▶ Exercise requirements: Below are entries. Give back exactly the lines from the one containing "Generate a component" through the one containing "string, items: string[]", inclusive, without the pictures.

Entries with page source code
# # # # # # #

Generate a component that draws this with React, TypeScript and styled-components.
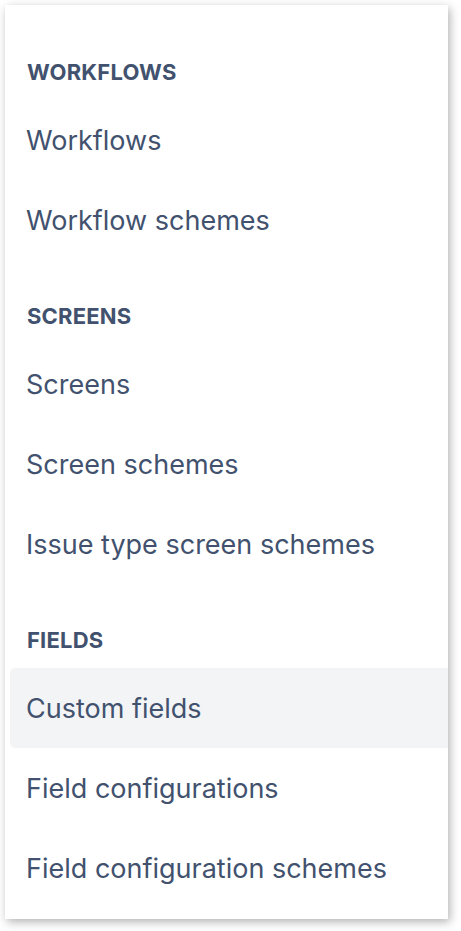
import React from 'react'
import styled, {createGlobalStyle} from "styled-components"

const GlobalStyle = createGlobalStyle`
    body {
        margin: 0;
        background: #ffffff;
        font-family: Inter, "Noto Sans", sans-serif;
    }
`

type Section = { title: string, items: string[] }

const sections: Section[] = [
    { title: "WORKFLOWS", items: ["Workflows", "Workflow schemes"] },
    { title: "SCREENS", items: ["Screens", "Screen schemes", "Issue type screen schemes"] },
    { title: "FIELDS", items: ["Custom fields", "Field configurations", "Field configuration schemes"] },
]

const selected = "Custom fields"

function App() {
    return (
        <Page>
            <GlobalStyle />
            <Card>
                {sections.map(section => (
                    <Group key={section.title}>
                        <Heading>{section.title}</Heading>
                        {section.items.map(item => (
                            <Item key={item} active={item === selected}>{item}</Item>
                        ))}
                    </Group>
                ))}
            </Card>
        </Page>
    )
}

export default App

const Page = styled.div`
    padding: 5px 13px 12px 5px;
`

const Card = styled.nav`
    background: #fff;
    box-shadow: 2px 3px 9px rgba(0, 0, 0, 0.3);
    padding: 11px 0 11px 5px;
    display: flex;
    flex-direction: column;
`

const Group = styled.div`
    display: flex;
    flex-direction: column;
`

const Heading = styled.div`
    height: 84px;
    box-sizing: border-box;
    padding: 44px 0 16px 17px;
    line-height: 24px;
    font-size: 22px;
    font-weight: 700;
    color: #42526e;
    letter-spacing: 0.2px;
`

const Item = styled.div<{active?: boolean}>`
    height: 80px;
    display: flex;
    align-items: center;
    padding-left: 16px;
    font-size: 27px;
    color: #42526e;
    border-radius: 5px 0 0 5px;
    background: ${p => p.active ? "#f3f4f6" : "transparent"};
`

# # # # # # #

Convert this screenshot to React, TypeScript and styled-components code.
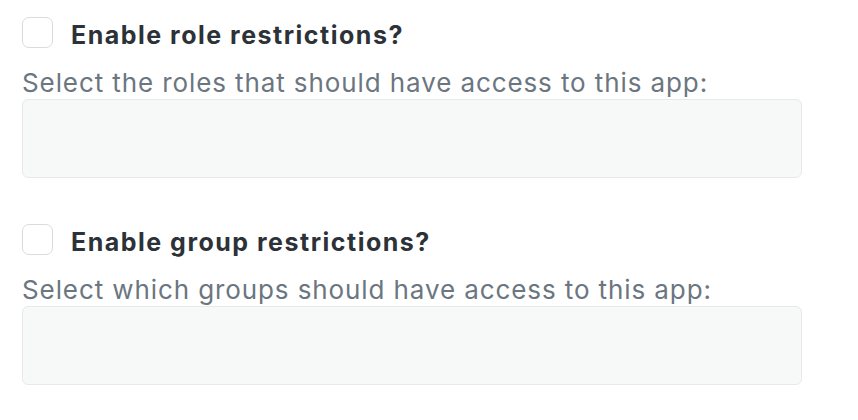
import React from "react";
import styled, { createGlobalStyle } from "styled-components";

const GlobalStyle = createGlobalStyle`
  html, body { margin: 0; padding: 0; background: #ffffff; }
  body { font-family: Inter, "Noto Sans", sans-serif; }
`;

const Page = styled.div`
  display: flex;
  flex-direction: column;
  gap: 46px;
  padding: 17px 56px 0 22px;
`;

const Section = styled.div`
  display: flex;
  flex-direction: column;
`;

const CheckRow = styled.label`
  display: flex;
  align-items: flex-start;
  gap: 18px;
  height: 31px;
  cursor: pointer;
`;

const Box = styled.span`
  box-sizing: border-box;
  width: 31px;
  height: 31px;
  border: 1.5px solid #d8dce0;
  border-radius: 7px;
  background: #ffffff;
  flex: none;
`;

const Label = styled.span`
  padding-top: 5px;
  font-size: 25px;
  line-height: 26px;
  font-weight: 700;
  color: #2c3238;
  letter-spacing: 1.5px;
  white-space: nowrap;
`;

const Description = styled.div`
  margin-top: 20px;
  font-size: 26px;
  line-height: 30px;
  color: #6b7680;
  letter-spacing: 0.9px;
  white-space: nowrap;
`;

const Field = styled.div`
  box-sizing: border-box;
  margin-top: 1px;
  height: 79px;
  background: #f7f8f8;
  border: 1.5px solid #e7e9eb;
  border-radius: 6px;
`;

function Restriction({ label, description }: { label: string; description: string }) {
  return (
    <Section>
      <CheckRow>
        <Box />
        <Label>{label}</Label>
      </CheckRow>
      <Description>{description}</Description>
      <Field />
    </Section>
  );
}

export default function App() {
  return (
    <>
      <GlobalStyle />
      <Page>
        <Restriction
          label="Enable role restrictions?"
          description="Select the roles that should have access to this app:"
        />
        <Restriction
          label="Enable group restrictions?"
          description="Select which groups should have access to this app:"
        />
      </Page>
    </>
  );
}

# # # # # # #

▶ Correct output:
Generate a component that draws this with React, TypeScript and styled-components.
import React from 'react'
import styled, {createGlobalStyle} from "styled-components"

const GlobalStyle = createGlobalStyle`
    body {
        margin: 0;
        background: #ffffff;
        font-family: Inter, "Noto Sans", sans-serif;
    }
`

type Section = { title: string, items: string[] }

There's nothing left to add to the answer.